Shai Gilgeous-Alexander won his first MVP trophy in a close vote over Nikola Jokic, but the real story for Golden State Warriors fans is that Steph Curry finished 9th.
A global media panel of 100 voters selected the winner of the 2024-25 Kia NBA Most Valuable Player Award.
The complete voting results ⬇️ pic.twitter.com/j4nqOAWVT2— NBA Communications (@NBAPR) May 21, 2025
Two of the 100 MVP voters thought Curry was the fifth-most valuable player in the NBA during the 2024-25 season, a position perhaps not backed up by his regular-season statistics but validated by his performance in the playoffs — and his team’s performance without him. Curry averaged 24.5 points, 6 assists and 4.4 rebounds while leading the league in three-pointers per game (4.4) and nearly matching his career-high with a league-leading free throw percentage of 93.3%.
Advanced stats loved Curry. According to Cleaning the Glass, With Curry on the floor, the Warriors scored 13.1 points more per 100 possessions. He finished fifth in Value Over Replacement Player and sixth in Box Score Plus/Minus, an opponent-adjusted measure.
No one but SGA and Jokic got first- or second-place votes, while Giannis Antetokounmpo collected 88% of the third-place votes, Jayson Tatum got 11%, and one maverick voter chose Donovan Mitchell. LeBron James got a fourth-place vote, Cade Cunningham got one, and Anthony Edwards got two, but the wildest ballot belonged to whoever ranked James Harden first. Is there a Houston strip club owner who gets an MVP vote?
Obviously, no other Warriors appeared in the voting. His nickname isn’t “Regular Season Jimmy,” after all.
Compelling arguments can be made for both Gilgeous-Alexander and Jokic as the 2024-25 MVP, but we want to know which of these candidates was helped most by playing the Golden State Warriors this season.
Shai Gilgeous-Alexander: 3 games, 37 points, 5.7 rebounds, 4.3 assists. He shot 47.3% from the field and turned the ball over 10 times in his three games, but killed the Warriors at the foul line. SGA shot a stunning 45 free throws against the Dubs, making 36, which accounted for nearly a third of his points. There was no other team who sent SGA to the line more often each game, but there was also only one other team who had a winning record against the Oklahoma City Thunder: The Dallas Mavericks, who were 3-1, while the Warriors went 2-1.

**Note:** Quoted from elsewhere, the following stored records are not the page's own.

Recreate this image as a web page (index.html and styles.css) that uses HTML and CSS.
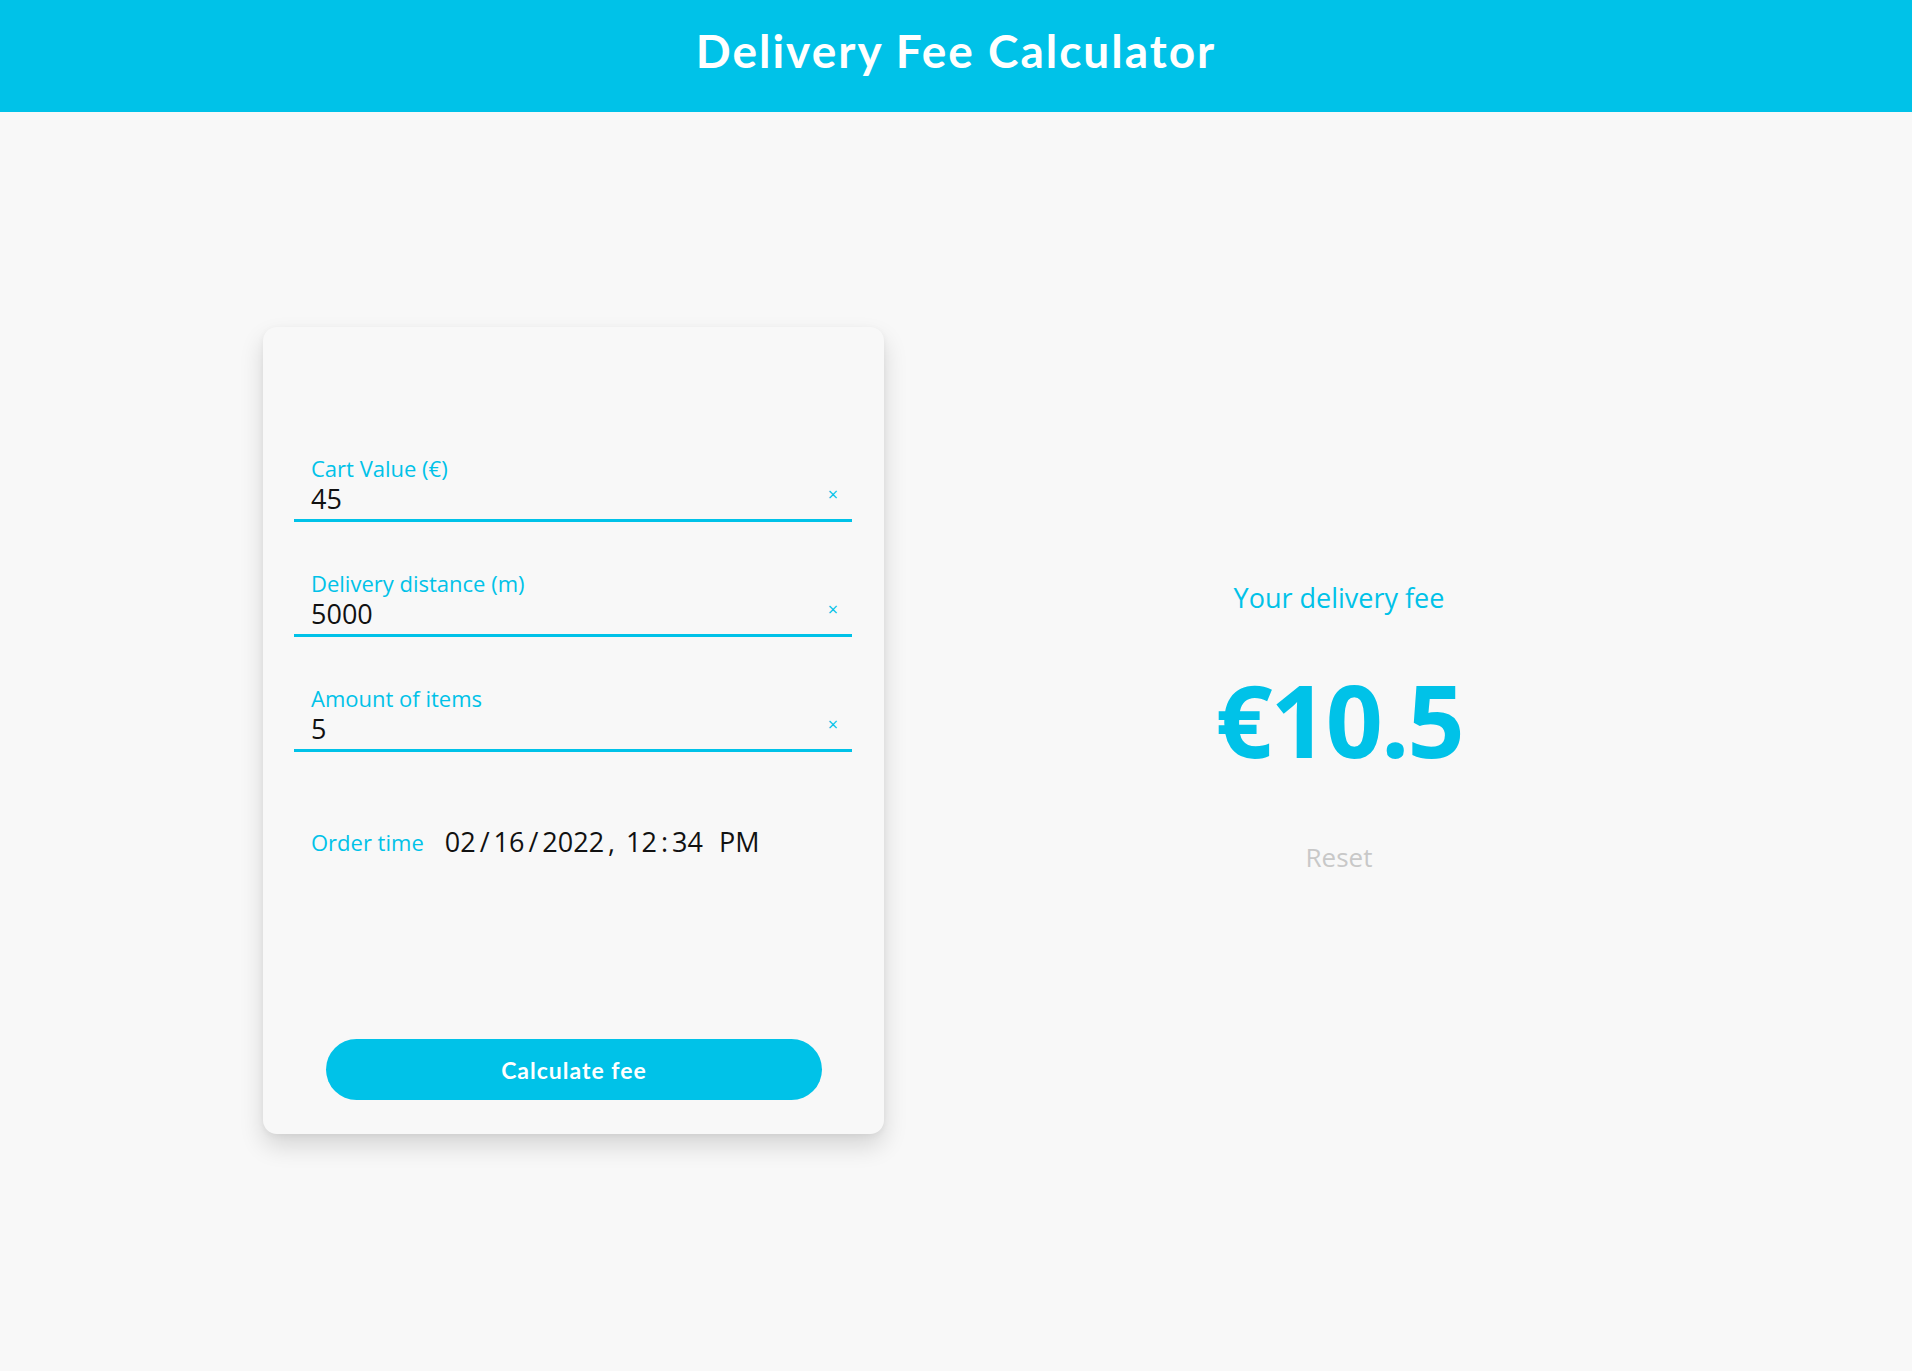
FILE: index.html
```html
<!DOCTYPE html>
<html lang="en">
<head>
<meta charset="utf-8">
<title>Delivery Fee Calculator</title>
<link rel="stylesheet" href="styles.css">
</head>
<body>
<header class="topbar">
  <h1 class="title">Delivery Fee Calculator</h1>
</header>
<main class="main">
  <form class="card">
    <div class="field">
      <label class="field-label">Cart Value (€)</label>
      <div class="field-row">
        <span class="field-value">45</span>
        <span class="clear">×</span>
      </div>
    </div>
    <div class="field">
      <label class="field-label">Delivery distance (m)</label>
      <div class="field-row">
        <span class="field-value">5000</span>
        <span class="clear">×</span>
      </div>
    </div>
    <div class="field">
      <label class="field-label">Amount of items</label>
      <div class="field-row">
        <span class="field-value">5</span>
        <span class="clear">×</span>
      </div>
    </div>
    <div class="time-row">
      <span class="time-label">Order time</span>
      <span class="time-value">02<span class="sep">/</span>16<span class="sep">/</span>2022<span class="sep">,</span> 12<span class="sep">:</span>34 <span class="ampm">PM</span></span>
    </div>
    <button type="button" class="calc-btn">Calculate fee</button>
  </form>
  <section class="result">
    <p class="result-label">Your delivery fee</p>
    <p class="result-fee">€10.5</p>
    <p class="reset">Reset</p>
  </section>
</main>
</body>
</html>
```
FILE: styles.css
```css
* { box-sizing: border-box; }
html, body { margin: 0; padding: 0; }
body {
  background: #f8f8f8;
  font-family: "Open Sans", "Noto Sans", sans-serif;
  height: 1371px;
}
.topbar {
  background: #00c2e8;
  height: 112px;
  display: flex;
  align-items: center;
  justify-content: center;
}
.title {
  margin: 0;
  color: #fff;
  font-family: "Lato", sans-serif;
  font-weight: 700;
  font-size: 46px;
  letter-spacing: 2px;
  padding-bottom: 12px;
}
.main {
  display: flex;
  align-items: center;
  padding: 215px 0 0 263px;
  gap: 145px;
}
.card {
  width: 621px;
  height: 807px;
  border-radius: 14px;
  background: #f8f8f8;
  box-shadow: 0 12px 24px rgba(0,0,0,0.14), 0 2px 6px rgba(0,0,0,0.05);
  padding: 126px 32px 34px 31px;
  display: flex;
  flex-direction: column;
}
.field {
  border-bottom: 3px solid #00c2e8;
  padding: 0 14px 2px 17px;
  margin-bottom: 46px;
}
.field-label {
  display: block;
  color: #00c2e8;
  font-size: 22px;
  line-height: 30px;
}
.field-row {
  display: flex;
  justify-content: space-between;
  align-items: center;
  margin-top: -3px;
}
.field-value {
  font-size: 27px;
  line-height: 37px;
  color: #111;
}
.clear {
  color: #00c2e8;
  font-size: 18px;
  line-height: 24px;
  position: relative;
  top: -5px;
}
.time-row {
  display: flex;
  align-items: center;
  padding-left: 17px;
  margin-top: 25px;
}
.time-label {
  color: #00c2e8;
  font-size: 22px;
  margin-right: 21px;
}
.time-value {
  font-size: 27px;
  color: #111;
}
.sep { margin: 0 4px; }
.ampm { margin-left: 9px; }
.calc-btn {
  margin: auto 0 0 32px;
  width: 496px;
  height: 61px;
  border: none;
  border-radius: 31px;
  background: #00c2e8;
  color: #fff;
  font-family: "Lato", sans-serif;
  font-weight: 700;
  font-size: 23px;
  letter-spacing: 1px;
}
.result {
  width: 620px;
  text-align: center;
  padding-bottom: 6px;
}
.result p { margin: 0; }
.result-label {
  color: #00c2e8;
  font-size: 27px;
  line-height: 36px;
}
.result-fee {
  color: #00c2e8;
  font-size: 100px;
  font-weight: 700;
  line-height: 120px;
  margin-top: 43px !important;
  letter-spacing: -2px;
}
.reset {
  color: #c8c8c8;
  font-size: 26px;
  line-height: 36px;
  margin-top: 60px !important;
}
```
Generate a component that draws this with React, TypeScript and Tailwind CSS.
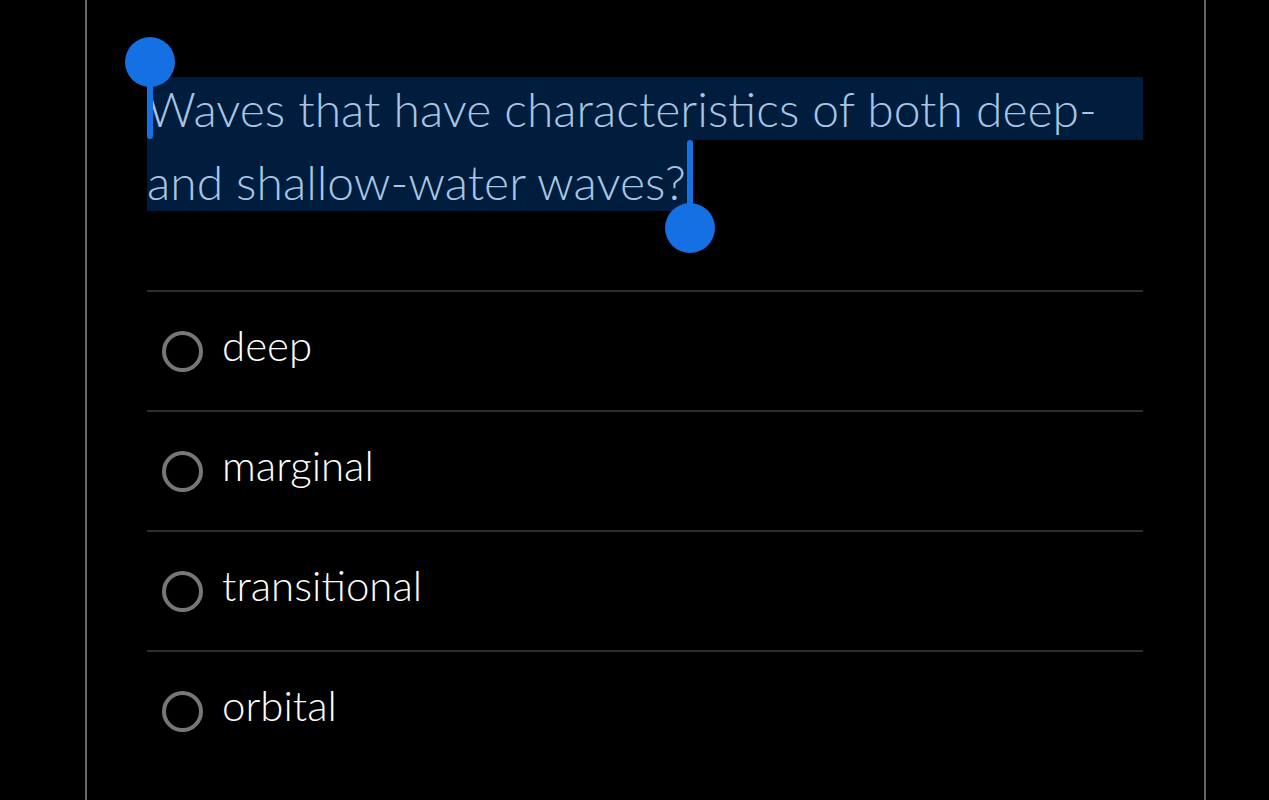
import React from "react";

const options = ["deep", "marginal", "transitional", "orbital"];

export default function App() {
  return (
    <div className="w-[1269px] h-[800px] bg-black overflow-hidden" style={{ fontFamily: "'Lato Light', Lato, 'Noto Sans', sans-serif" }}>
      <div className="ml-[85px] w-[1121px] h-full border-x-[2px] border-[#666666] pl-[60px] pr-[61px]">
        <div className="relative pt-[77px]">
          <div className="h-[63px] bg-[#001d3d] text-[#a7c5e4] font-light text-[48px] leading-[63px] whitespace-nowrap">
            Waves that have characteristics of both deep-
          </div>
          <div className="inline-block h-[71px] bg-[#001d3d] text-[#a7c5e4] font-light text-[48px] leading-[58px] pt-[13px] whitespace-nowrap pr-[7px]">
            and shallow-water waves?
          </div>
          {/* start handle */}
          <div className="absolute left-[-22px] top-[37px] w-[50px] h-[50px] rounded-full bg-[#1570e4]" />
          <div className="absolute left-[0px] top-[80px] w-[6px] h-[59px] rounded-b-full bg-[#1570e4]" />
          {/* end handle */}
          <div className="absolute left-[540px] top-[140px] w-[6px] h-[70px] rounded-t-full bg-[#1570e4]" />
          <div className="absolute left-[518px] top-[203px] w-[50px] h-[50px] rounded-full bg-[#1570e4]" />
        </div>
        <div className="mt-[79px] flex flex-col">
          {options.map((o) => (
            <div key={o} className="h-[120px] border-t-[2px] border-[#2e2e2e] flex items-center gap-[19px] pl-[15px]">
              <div className="w-[41px] h-[41px] rounded-full border-[4px] border-[#77777b]" />
              <div className="text-white font-light text-[42px] leading-none pb-[13px]">{o}</div>
            </div>
          ))}
        </div>
      </div>
    </div>
  );
}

Nikola Jokic: The Joker only played two games against the Warriors this season, missing one where Aaron Gordon led Denver to victory even with Jokic and Jamal Murray sitting out. But when he played, Jokic averaged 35.5 points, 11 rebounds, and 7.5 assists. He shot 27-for-41 (66%) and 7-for-11 on three-pointers.
He led a big 4th-quarter comeback in December, a game Steve Kerr likely refers to as “TimeoutGate” thanks to Christian Braun seeming to call for a timeout the Nuggets didn’t have late in the game. In April, Jokic shot 13-for-17, but the Warriors trounced the Nuggets when he sat and broke their nine-game losing streak.
Jokic probably benefited slightly more from playing the Dubs, but in terms of hypothetical bragging, Gilgeous-Alexander’s win validates the Warriors’ season more. They went 1-2 against the MVP! And if Curry doesn’t injure his hamstring, obviously they’d beat the Minnesota Timberwolves, take down the Thunder in the conference finals, and then win the title in Madison Square Garden as Curry does the Night Night in Spike Lee’s face.
After all, it’s very difficult to stop the NBA’s ninth-most valuable player. Unless you’re his 37-year-old hamstring.